Grass on the other side…

As many as 20 artists and designers get out of their comfort zones to prove that art is but a flowing stream

December 03, 2010 08:34 pm | Updated October 22, 2016 04:10 pm IST - NEW DELHI:

An installation by designer Rajesh Pratap Singh. Photo: Special Arrangement.

An installation by designer Rajesh Pratap Singh. Photo: Special Arrangement.

In a novel collaboration, leading artists and designers from across India coming together for an exhibition called “Convergence: Art & Fashion” in New Delhi. The exhibition, first put up at India Habitat Centre and now at Art Positive gallery, showcases the cross-fertilisation between the two diverse worlds of art and fashion, resulting in 20 artists and designers presenting two works each, one that represents his/her known oeuvre and one in the other sphere.

Elaborating, curator Sushma Bahl says, “Today, a contrast of sorts is reflected in those working in design and fashion domains, where functionality and market are the prime driving forces. What space or scope does their practice allow for unrestrained creativity that is encouraged at the initial learning and training stages? The symbiotic relationship between art and fashion, with cross-boundary assimilation and collaboration being the norm rather than an exception, today seems to have come full circle. As in the pop art and op art movements of the 1960s in the West, Indian art too is increasingly seen to embody design and fashion within its folds, while fashion designers and their creations are finding pride of place in museums and art exhibitions. This crossover between artistic genres, especially since the 1990s, has led to free exchange of creative energies and opened up people's perceptions of what art stands for.”

Indeed, it is an amalgamation of varied and diverse ideas, as artists and designers straddle genres to create paintings, photographs, sculptures, installations and craft fashion designs and basically functional objects in any medium or size of their choice. Some of the artists who are a part of this alliance are Seema Kohli, Ravi Kumar Kashi, Viveek Sharma and Baba Anand.

Kohli along with her paintings makes a “complete fashion attire”, including an embroidered jacket and a digitally printed silk lycra bodysuit to wear under it, along with a suede embroidered clutch bag to complete the look.

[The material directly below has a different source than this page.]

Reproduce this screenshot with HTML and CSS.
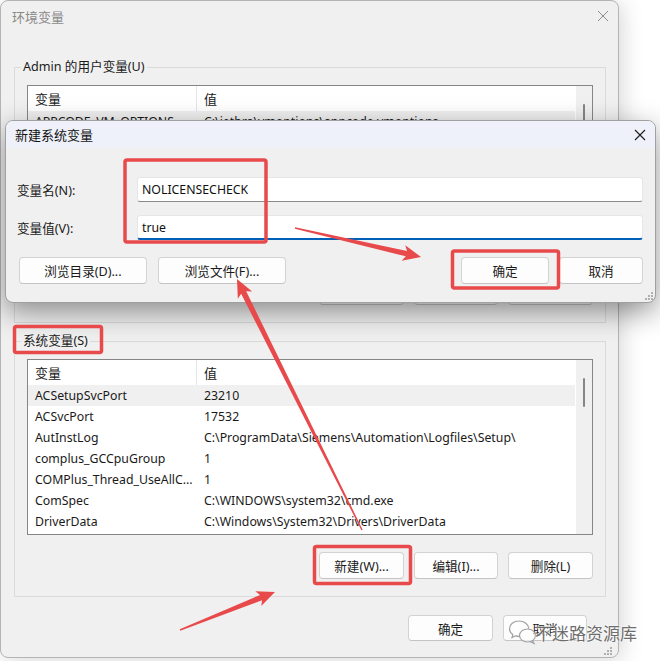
FILE: index.html
```html
<!DOCTYPE html>
<html lang="zh-CN">
<head>
<meta charset="utf-8">
<title>环境变量</title>
<link rel="stylesheet" href="styles.css">
</head>
<body>
<div class="window">
  <div class="titlebar">
    <span class="title">环境变量</span>
    <svg class="close" width="12" height="12" viewBox="0 0 12 12"><path d="M1 1L11 11M11 1L1 11"/></svg>
  </div>
  <div class="content">
    <fieldset class="group">
      <legend>Admin 的用户变量(U)</legend>
      <div class="list">
        <div class="rows">
          <div class="row head"><span class="c1">变量</span><span class="c2">值</span></div>
          <div class="row sel"><span class="c1">APPCODE_VM_OPTIONS</span><span class="c2">C:\jetbra\vmoptions\appcode.vmoptions</span></div>
          <div class="row"><span class="c1">CLION_VM_OPTIONS</span><span class="c2">C:\jetbra\vmoptions\clion.vmoptions</span></div>
          <div class="row"><span class="c1">DATAGRIP_VM_OPTIONS</span><span class="c2">C:\jetbra\vmoptions\datagrip.vmoptions</span></div>
          <div class="row"><span class="c1">DATASPELL_VM_OPTIONS</span><span class="c2">C:\jetbra\vmoptions\dataspell.vmoptions</span></div>
          <div class="row"><span class="c1">GATEWAY_VM_OPTIONS</span><span class="c2">C:\jetbra\vmoptions\gateway.vmoptions</span></div>
          <div class="row"><span class="c1">GOLAND_VM_OPTIONS</span><span class="c2">C:\jetbra\vmoptions\goland.vmoptions</span></div>
          <div class="row"><span class="c1">IDEA_VM_OPTIONS</span><span class="c2">C:\jetbra\vmoptions\idea.vmoptions</span></div>
        </div>
        <div class="scroll"><div class="thumb"></div></div>
      </div>
      <div class="btns">
        <button class="btn w85">新建(N)...</button>
        <button class="btn w84">编辑(E)...</button>
        <button class="btn w85">删除(D)</button>
      </div>
    </fieldset>
    <fieldset class="group">
      <legend>系统变量(S)</legend>
      <div class="list">
        <div class="rows">
          <div class="row head"><span class="c1">变量</span><span class="c2">值</span></div>
          <div class="row sel"><span class="c1">ACSetupSvcPort</span><span class="c2">23210</span></div>
          <div class="row"><span class="c1">ACSvcPort</span><span class="c2">17532</span></div>
          <div class="row"><span class="c1">AutInstLog</span><span class="c2">C:\ProgramData\Siemens\Automation\Logfiles\Setup\</span></div>
          <div class="row"><span class="c1">complus_GCCpuGroup</span><span class="c2">1</span></div>
          <div class="row"><span class="c1">COMPlus_Thread_UseAllC...</span><span class="c2">1</span></div>
          <div class="row"><span class="c1">ComSpec</span><span class="c2">C:\WINDOWS\system32\cmd.exe</span></div>
          <div class="row"><span class="c1">DriverData</span><span class="c2">C:\Windows\System32\Drivers\DriverData</span></div>
          <div class="row"><span class="c1">FPS_BROWSER_APP_PROFILE</span><span class="c2">Internet Explorer</span></div>
        </div>
        <div class="scroll"><div class="thumb"></div></div>
      </div>
      <div class="btns">
        <button class="btn w85">新建(W)...</button>
        <button class="btn w84">编辑(I)...</button>
        <button class="btn w85">删除(L)</button>
      </div>
    </fieldset>
  </div>
  <div class="footer">
    <button class="btn w85 h26">确定</button>
    <button class="btn w84 h26">取消</button>
  </div>
</div>

<div class="dialog">
  <div class="dtitle">
    <span>新建系统变量</span>
    <svg class="dclose" width="12" height="12" viewBox="0 0 12 12"><path d="M1 1L11 11M11 1L1 11"/></svg>
  </div>
  <div class="dbody">
    <div class="field">
      <label>变量名(N):</label>
      <div class="input">NOLICENSECHECK</div>
    </div>
    <div class="field">
      <label>变量值(V):</label>
      <div class="input focus">true</div>
    </div>
    <div class="dbtns">
      <div class="left">
        <button class="btn w128 h27">浏览目录(D)...</button>
        <button class="btn w128 h27">浏览文件(F)...</button>
      </div>
      <div class="right">
        <button class="btn w88 h27">确定</button>
        <button class="btn w84 h27">取消</button>
      </div>
    </div>
  </div>
  <svg class="grip" width="8" height="8" viewBox="0 0 8 8"><g fill="#b0b0b0"><rect x="6" y="0" width="2" height="2"/><rect x="3" y="3" width="2" height="2"/><rect x="6" y="3" width="2" height="2"/><rect x="0" y="6" width="2" height="2"/><rect x="3" y="6" width="2" height="2"/><rect x="6" y="6" width="2" height="2"/></g></svg>
</div>

<svg class="wgrip" width="8" height="8" viewBox="0 0 8 8"><g fill="#b0b0b0"><rect x="6" y="0" width="2" height="2"/><rect x="3" y="3" width="2" height="2"/><rect x="6" y="3" width="2" height="2"/><rect x="0" y="6" width="2" height="2"/><rect x="3" y="6" width="2" height="2"/><rect x="6" y="6" width="2" height="2"/></g></svg>

<div class="watermark">
  <svg class="wx" width="30" height="26" viewBox="0 0 30 26">
    <path d="M11 2C5.5 2 1.5 5.6 1.5 9.8c0 2.4 1.3 4.4 3.3 5.8L4 18.6l3.4-1.8c1.1.3 2.3.5 3.6.5 .4 0 .8 0 1.2-.1" fill="rgba(255,255,255,.6)" stroke="#a0a0a0" stroke-width="1.2"/>
    <path d="M11 2c5.3 0 9.6 3.4 9.9 7.6" fill="none" stroke="#a0a0a0" stroke-width="1.2"/>
    <ellipse cx="19.5" cy="16.5" rx="8" ry="6.5" fill="rgba(255,255,255,.6)" stroke="#a0a0a0" stroke-width="1.2"/>
    <path d="M24.5 21.5l1.5 3-3.5-1.8" fill="none" stroke="#a0a0a0" stroke-width="1.2"/>
  </svg>
  <span class="wtext">不迷路资源库</span>
</div>

<svg class="annot" width="660" height="661" viewBox="0 0 660 661">
  <g fill="none" stroke="#e84a4c" stroke-width="3.5" stroke-linejoin="round">
    <rect x="125" y="160" width="141" height="82" rx="2"/>
    <rect x="452.5" y="251" width="106" height="37" rx="2"/>
    <rect x="14.5" y="326.5" width="87" height="26" rx="2"/>
    <rect x="314.5" y="546.5" width="96" height="37" rx="2"/>
  </g>
  <g fill="#e84a4c">
    <path transform="translate(295 228) rotate(12.96)" d="M0 -0.7L114.3 -2.8L111.3 -8L129.3 0L111.3 8L114.3 2.8L0 0.7Z"/>
    <path transform="translate(362 530) rotate(-116.48)" d="M0 -0.7L265.4 -2.8L262.4 -8L280.4 0L262.4 8L265.4 2.8L0 0.7Z"/>
    <path transform="translate(180 630) rotate(-21.8)" d="M0 -0.7L87.3 -2.8L84.3 -8L102.3 0L84.3 8L87.3 2.8L0 0.7Z"/>
  </g>
</svg>
</body>
</html>
```

FILE: styles.css
```css
* { box-sizing: border-box; }

body {
  margin: 0;
  width: 660px;
  height: 661px;
  overflow: hidden;
  background: #ffffff;
  position: relative;
  font-family: "Noto Sans", "Noto Sans CJK SC", sans-serif;
  font-size: 13px;
  color: #1a1a1a;
}

.window {
  width: 619px;
  height: 658px;
  background: #f0f0f0;
  border: 1px solid #b4b4b4;
  border-radius: 8px;
  box-shadow: 3px 2px 22px rgba(0, 0, 0, 0.16);
  display: flex;
  flex-direction: column;
}

.titlebar {
  height: 30px;
  display: flex;
  align-items: center;
  justify-content: space-between;
  padding: 0 9px 0 11px;
}

.title { color: #8a8a8a; }

.close path { stroke: #8c8c8c; stroke-width: 1; fill: none; }

.content {
  padding: 27px 12px 0 13px;
}

.group {
  margin: 0;
  padding: 9px 12px 17px;
  border: 1px solid #dadada;
  width: 592px;
  min-width: 0;
}

.group legend {
  padding: 0 2px;
  margin-left: -6px;
  line-height: 18px;
  font-size: 12.6px;
}

.group + .group { margin-top: 9px; }

.list {
  height: 176px;
  border: 1px solid #868686;
  background: #ffffff;
  display: flex;
}

.rows {
  flex: 1;
  overflow: hidden;
}

.row {
  display: flex;
  height: 21px;
  align-items: center;
  white-space: nowrap;
  font-size: 12.3px;
}

.row.head { height: 25px; align-items: stretch; font-size: 13px; }

.row.sel { background: #f0f0f0; }

.c1 {
  width: 169px;
  flex: none;
  padding-left: 7px;
  overflow: hidden;
}

.c2 { padding-left: 7px; }

.head .c1, .head .c2 {
  display: flex;
  align-items: center;
}

.head .c1 { border-right: 1px solid #e5e5e5; }

.scroll {
  width: 17px;
  flex: none;
  background: #f0f0f0;
  border-left: 1px solid #ffffff;
}

.thumb {
  width: 2px;
  height: 29px;
  margin: 18px 0 0 7px;
  background: #868686;
  border-radius: 1px;
}

.btns {
  display: flex;
  justify-content: flex-end;
  gap: 10px;
  margin-top: 17px;
}

.btn {
  height: 27px;
  background: #fdfdfd;
  border: 1px solid #d3d3d3;
  border-bottom-color: #c4c4c4;
  border-radius: 4px;
  font-family: inherit;
  font-size: 12.6px;
  color: #1a1a1a;
  padding: 0;
}

.w84 { width: 84px; }
.w85 { width: 85px; }
.w88 { width: 88px; }
.w128 { width: 128px; }
.h26 { height: 26px; }
.h27 { height: 27px; }

.footer {
  display: flex;
  justify-content: flex-end;
  gap: 10px;
  padding: 18px 31px 0 0;
}

.dialog {
  position: absolute;
  left: 5px;
  top: 120px;
  width: 651px;
  height: 183px;
  background: #f0f0f0;
  border: 1px solid #a0a0a0;
  border-radius: 8px;
  box-shadow: 0 9px 28px rgba(0, 0, 0, 0.42);
  overflow: hidden;
  display: flex;
  flex-direction: column;
}

.dtitle {
  height: 27px;
  flex: none;
  background: #eef1f9;
  display: flex;
  align-items: center;
  justify-content: space-between;
  padding: 0 9px 0 9px;
  color: #111;
}

.dclose path { stroke: #1a1a1a; stroke-width: 1.1; fill: none; }

.dbody {
  padding: 29px 12px 0 11px;
  display: flex;
  flex-direction: column;
  gap: 13px;
}

.field {
  display: flex;
  align-items: center;
}

.field label {
  width: 120px;
  flex: none;
  font-size: 12.6px;
}

.input {
  width: 506px;
  height: 25px;
  background: #ffffff;
  border: 1px solid #e6e6e6;
  border-bottom: 1px solid #8a8a8a;
  border-radius: 3px;
  padding-left: 4px;
  display: flex;
  align-items: center;
  color: #111;
  font-size: 12.3px;
}

.input.focus {
  border-bottom: 2px solid #005fb8;
}

.dbtns {
  display: flex;
  justify-content: space-between;
  margin-top: 4px;
  padding-left: 2px;
}

.dbtns .left, .dbtns .right {
  display: flex;
  gap: 10px;
}

.dbtns .left { gap: 11px; }

.grip {
  position: absolute;
  right: 2px;
  bottom: 2px;
}

.wgrip {
  position: absolute;
  left: 604px;
  top: 647px;
}

.watermark {
  position: absolute;
  left: 508px;
  top: 619px;
  display: flex;
  align-items: center;
}

.wtext {
  font-family: "Noto Sans CJK SC", sans-serif;
  font-size: 17px;
  color: #6e6e6e;
  margin-left: -3px;
  text-shadow: 0 0 2px #fff, 0 0 2px #fff;
}

.annot {
  position: absolute;
  left: 0;
  top: 0;
  pointer-events: none;
}
```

About the predominant use of gold in her paintings, she says, “Gold symbolises purity and truth. The paintings symbolise the rising of kundalini, a culmination of yin and yang.”

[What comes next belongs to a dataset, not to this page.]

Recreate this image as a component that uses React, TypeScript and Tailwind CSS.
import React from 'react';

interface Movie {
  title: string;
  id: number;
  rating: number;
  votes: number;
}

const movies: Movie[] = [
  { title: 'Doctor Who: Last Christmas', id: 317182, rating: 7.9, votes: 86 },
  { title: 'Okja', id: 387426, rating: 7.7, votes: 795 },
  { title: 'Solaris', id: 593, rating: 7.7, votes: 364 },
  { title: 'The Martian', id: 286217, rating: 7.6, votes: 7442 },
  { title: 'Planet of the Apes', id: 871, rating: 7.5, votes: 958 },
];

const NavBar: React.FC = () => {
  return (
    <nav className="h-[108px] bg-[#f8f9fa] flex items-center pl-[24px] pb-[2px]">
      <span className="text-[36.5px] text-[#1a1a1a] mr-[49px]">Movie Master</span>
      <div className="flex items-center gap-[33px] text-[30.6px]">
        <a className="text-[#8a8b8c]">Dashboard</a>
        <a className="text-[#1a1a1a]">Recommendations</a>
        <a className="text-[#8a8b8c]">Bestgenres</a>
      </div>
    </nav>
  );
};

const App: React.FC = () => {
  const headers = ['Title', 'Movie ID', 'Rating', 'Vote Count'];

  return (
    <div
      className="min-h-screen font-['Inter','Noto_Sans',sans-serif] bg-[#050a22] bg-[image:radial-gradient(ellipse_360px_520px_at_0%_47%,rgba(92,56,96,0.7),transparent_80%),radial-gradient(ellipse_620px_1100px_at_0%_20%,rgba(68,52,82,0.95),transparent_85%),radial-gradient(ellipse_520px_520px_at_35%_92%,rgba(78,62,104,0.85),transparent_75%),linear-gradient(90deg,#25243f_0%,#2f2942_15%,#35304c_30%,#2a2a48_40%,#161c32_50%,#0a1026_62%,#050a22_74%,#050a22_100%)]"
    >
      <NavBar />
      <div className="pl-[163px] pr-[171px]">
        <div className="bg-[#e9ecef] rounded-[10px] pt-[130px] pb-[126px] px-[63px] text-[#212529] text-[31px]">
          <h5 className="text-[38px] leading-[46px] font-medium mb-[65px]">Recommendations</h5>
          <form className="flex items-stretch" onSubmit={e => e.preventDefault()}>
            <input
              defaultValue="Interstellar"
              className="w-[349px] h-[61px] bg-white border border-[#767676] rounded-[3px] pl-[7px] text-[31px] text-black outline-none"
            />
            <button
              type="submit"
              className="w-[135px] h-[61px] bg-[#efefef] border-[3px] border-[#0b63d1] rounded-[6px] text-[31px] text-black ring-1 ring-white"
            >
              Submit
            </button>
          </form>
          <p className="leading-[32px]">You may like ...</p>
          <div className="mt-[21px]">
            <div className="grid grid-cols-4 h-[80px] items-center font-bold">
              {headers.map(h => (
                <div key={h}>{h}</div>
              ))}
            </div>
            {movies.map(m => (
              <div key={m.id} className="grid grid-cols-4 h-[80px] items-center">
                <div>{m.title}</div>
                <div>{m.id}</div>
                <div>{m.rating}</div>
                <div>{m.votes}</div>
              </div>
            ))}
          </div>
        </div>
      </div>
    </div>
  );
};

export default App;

Prominent designers whose works are also showcased include the likes of Ritu Kumar, Rajesh Pratap Singh, Malini Ramani, Manish Malhotra and Manish Arora. “Shikawati”, Ritu Kumar's mixed media painting, she says, is her own portrayal of the Mundhawa region where the designer has spent considerable time. Another interesting piece is Rajesh Pratap Singh's installation made of welded iron scissors, “Meditating Man'. He says, “Scissors are a tool of my trade and I feel comfortable working with metal. Also, it is recycled since these are used scissors. So they have some story and life before they came together on this piece. Also, the person in question being stabbed or injured by the tools of his trade. It's just a metaphoric connotation.”

Among the few unusual creations, like Shilpa Chavan's installation, created by using materials from a local street market, turns out to be a spectacular piece depicts various facets of a woman. Artist Ravi Kumar Kashi presents his fashion work, a set of six T-shirts with the insides of a human body hand-painted with waterproof ink.

The exhibition is currently on at starts on the 24th November 2010 and will be on till 30th November at the Visual Arts Gallery, India Habitat Centre. The exhibition will then move to Art Positive, F-213/B, Old MB Road, Lado Sarai, New Delhi-30, where it will be on from 3rd December till 30th December 30.